Economic analysts point to a combination of global and domestic factors behind the strain. Internationally, sluggish demand and volatile commodity prices have hurt exports, while domestically, inflationary pressures have persisted due to high fuel costs and food insecurity. The weakening shilling has compounded the problem, making imports more expensive and driving up consumer prices. For ordinary Kenyans, the result has been a relentless squeeze on household budgets, forcing them to innovate or compromise in order to survive.
The rise of side hustles has become emblematic of this struggle. From online freelancing and digital marketing to boda boda riding, small-scale farming, and informal retail, Kenyans are diversifying their income streams in unprecedented ways. Social media platforms are awash with stories of professionals moonlighting as entrepreneurs, teachers tutoring after hours, and civil servants running small businesses on weekends. The hustle culture, once celebrated as a sign of resilience, is increasingly seen as a necessity born of economic desperation.
Community support networks have also played a crucial role. Informal savings groups, known locally as chamas, continue to provide a lifeline for families facing financial strain. These groups pool resources to offer loans, cushion members against emergencies, and provide a sense of solidarity in difficult times. Yet even these networks are under pressure, as widespread hardship reduces the ability of members to contribute consistently.
The government has acknowledged the challenges but faces limited fiscal space to respond. High debt servicing costs have constrained public spending, while revenue collection has fallen short of targets.
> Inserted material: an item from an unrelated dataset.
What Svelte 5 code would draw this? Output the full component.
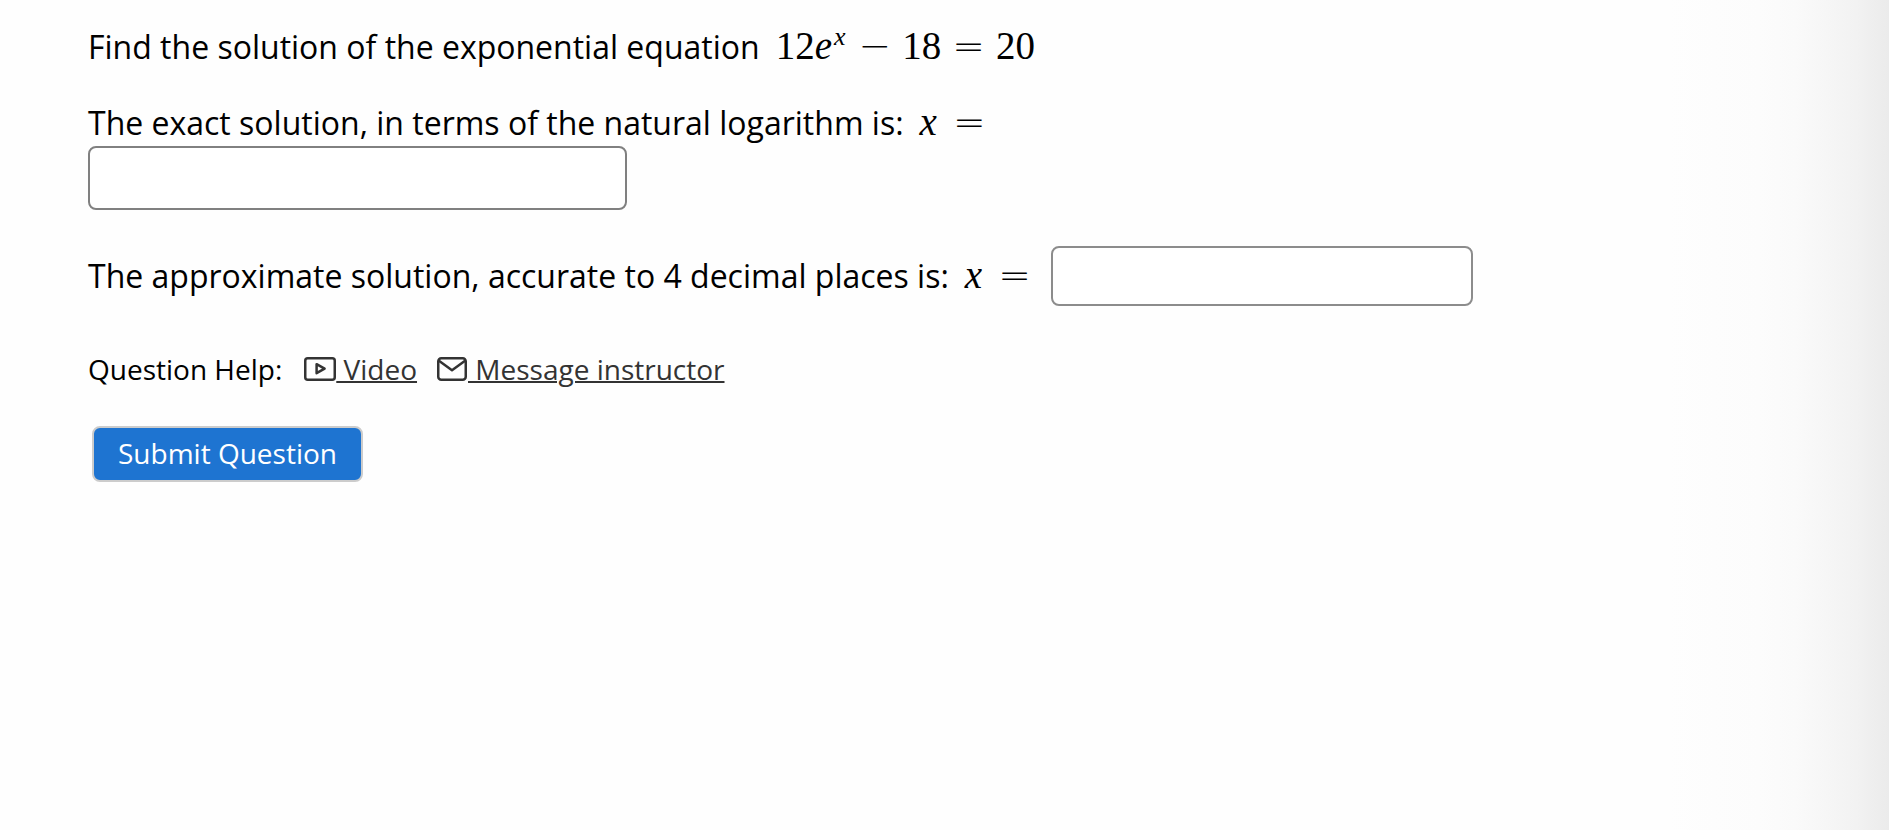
<script>
  let exact = $state('');
  let approximate = $state('');
</script>

<main>
  <p class="prompt">
    <span>Find the solution of the exponential equation</span>
    <span class="math"><span>12<i>e</i><sup><i>x</i></sup></span><span class="op">−</span><span>18</span><span class="op">=</span><span>20</span></span>
  </p>

  <form onsubmit={(event) => event.preventDefault()}>
    <div class="exact">
      <label class="line" for="exact">
        <span>The exact solution, in terms of the natural logarithm is:</span>
        <span class="math"><i>x</i><span class="op">=</span></span>
      </label>
      <input id="exact" type="text" autocomplete="off" bind:value={exact} />
    </div>

    <div class="approximate">
      <label class="line" for="approximate">
        <span>The approximate solution, accurate to 4 decimal places is:</span>
        <span class="math"><i>x</i><span class="op">=</span></span>
      </label>
      <input id="approximate" type="text" autocomplete="off" bind:value={approximate} />
    </div>

    <div class="help">
      <span>Question Help:</span>
      <div class="links">
        <a href="#video">
          <svg width="32" height="24" viewBox="0 0 32 24" aria-hidden="true">
            <rect x="1.25" y="1.25" width="29.5" height="21.5" rx="2.5" />
            <path d="M12.6 7.2v9l8-4.5z" />
          </svg><span>&nbsp;Video</span>
        </a>
        <a href="#message">
          <svg width="31" height="24" viewBox="0 0 31 24" aria-hidden="true">
            <rect x="1.25" y="1.25" width="27.5" height="21.5" rx="3" />
            <path d="M1.6 3.6 15 13.2 28.4 3.6" />
          </svg><span>&nbsp;Message instructor</span>
        </a>
      </div>
    </div>

    <button type="submit">Submit Question</button>
  </form>
</main>

<style>
  :global(body) {
    margin: 0;
    background: #fefefe;
  }

  main {
    box-sizing: border-box;
    min-height: 100vh;
    padding: 24px 88px;
    color: #000;
    font-family: 'Open Sans', 'Noto Sans', sans-serif;
    font-size: 32px;
    line-height: 46px;
    background: linear-gradient(to left, #ebebeb 0, #eee 15px, #f2f2f2 33px, #f5f5f5 55px, #fafafa 94px, #fcfcfc 130px, #fefefe 220px) right / 300px 100% no-repeat;
  }

  .prompt,
  .line {
    display: flex;
    align-items: baseline;
    gap: 16px;
    margin: 0;
  }

  .prompt {
    margin-bottom: 30px;
  }

  .math {
    display: inline-flex;
    align-items: baseline;
    gap: 11px;
    font-family: 'Liberation Serif', serif;
    font-size: 39px;
    line-height: 40px;
  }

  .line .math {
    gap: 14px;
  }

  .math i {
    padding-right: 2px;
  }

  .math sup {
    font-size: 26px;
    line-height: 0;
    vertical-align: 14px;
  }

  .op {
    font-family: 'DejaVu Sans', sans-serif;
    font-weight: 200;
    font-size: 39px;
  }

  .exact {
    display: flex;
    flex-direction: column;
    align-items: flex-start;
    margin-bottom: 36px;
  }

  .approximate {
    display: flex;
    align-items: center;
    gap: 20px;
    margin-bottom: 44px;
  }

  input {
    box-sizing: border-box;
    max-width: 100%;
    padding: 6px 12px;
    border: 2px solid #8c8c8c;
    border-radius: 8px;
    background: #fff;
    color: inherit;
    font: inherit;
  }

  #exact {
    width: 539px;
    height: 64px;
    border-color: #808080;
  }

  #approximate {
    width: 422px;
    height: 60px;
  }

  .help {
    display: flex;
    align-items: center;
    gap: 22px;
    margin-bottom: 38px;
    font-size: 28px;
    line-height: 38px;
  }

  .links {
    display: flex;
    gap: 20px;
  }

  .help a {
    display: inline-flex;
    align-items: center;
    color: #333;
    text-decoration: none;
  }

  .help a span {
    text-decoration: underline;
    text-decoration-thickness: 2px;
  }

  .help svg {
    fill: none;
    stroke: #333;
    stroke-width: 2.5;
    stroke-linejoin: round;
  }

  button {
    display: block;
    margin: 0 4px;
    padding: 6px 24px 8px;
    border: 2px solid #ccc;
    border-radius: 8px;
    background: #1e74d1;
    color: #fff;
    font: inherit;
    font-size: 28px;
    line-height: 38px;
  }
</style>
Efforts to stimulate growth through infrastructure projects and industrial expansion have been slowed by budgetary constraints and weak investor confidence. Critics argue that the administration has not done enough to cushion households from the rising cost of living, pointing to delayed subsidies, inadequate social protection programs, and insufficient support for small businesses.
Civil society groups have called for urgent reforms to strengthen social safety nets, expand access to affordable credit, and address structural weaknesses in the economy. They warn that without decisive action, the growing reliance on side hustles and informal support networks could entrench inequality and undermine long-term development. “The hustle economy is not sustainable,” one analyst observed. “It reflects resilience, yes, but it also reflects systemic failure to provide decent jobs and secure livelihoods.”
The Infotrak survey also highlights generational differences in coping strategies. Younger Kenyans, particularly those under 35, are more likely to embrace digital platforms and gig work, while older respondents tend to rely on traditional community support systems. This generational divide reflects broader shifts in Kenya’s labor market, where formal employment opportunities remain scarce and technology-driven entrepreneurship is increasingly filling the gap.
The implications of these trends are profound. As more Kenyans turn to secondary jobs, the boundaries between formal and informal work blur, complicating efforts to regulate labor markets and ensure fair wages. The rise of gig work raises questions about job security, benefits, and worker protections, while the reliance on informal networks underscores the inadequacy of formal financial systems. Policymakers face the challenge of balancing innovation with regulation, ensuring that the hustle economy does not become a trap of perpetual insecurity.
International observers have noted similar trends across Africa, where economic pressures have driven millions into informal work. Kenya’s experience reflects a broader continental struggle to create inclusive growth that translates into tangible improvements in household welfare. The resilience of Kenyan families is undeniable, but resilience alone cannot substitute for structural reforms and effective governance.
As 2025 draws to a close, the Infotrak survey serves as a sobering reminder of the human cost of economic strain. Behind the statistics are families rationing meals, parents juggling multiple jobs, and young people navigating uncertain futures. The hustle economy may keep households afloat, but it cannot replace the need for stable, well-paying jobs and robust social protections.
In the end, Kenyans are hustling not out of choice but out of necessity—and unless the economy delivers real relief, the nation risks becoming a society where survival eclipses prosperity.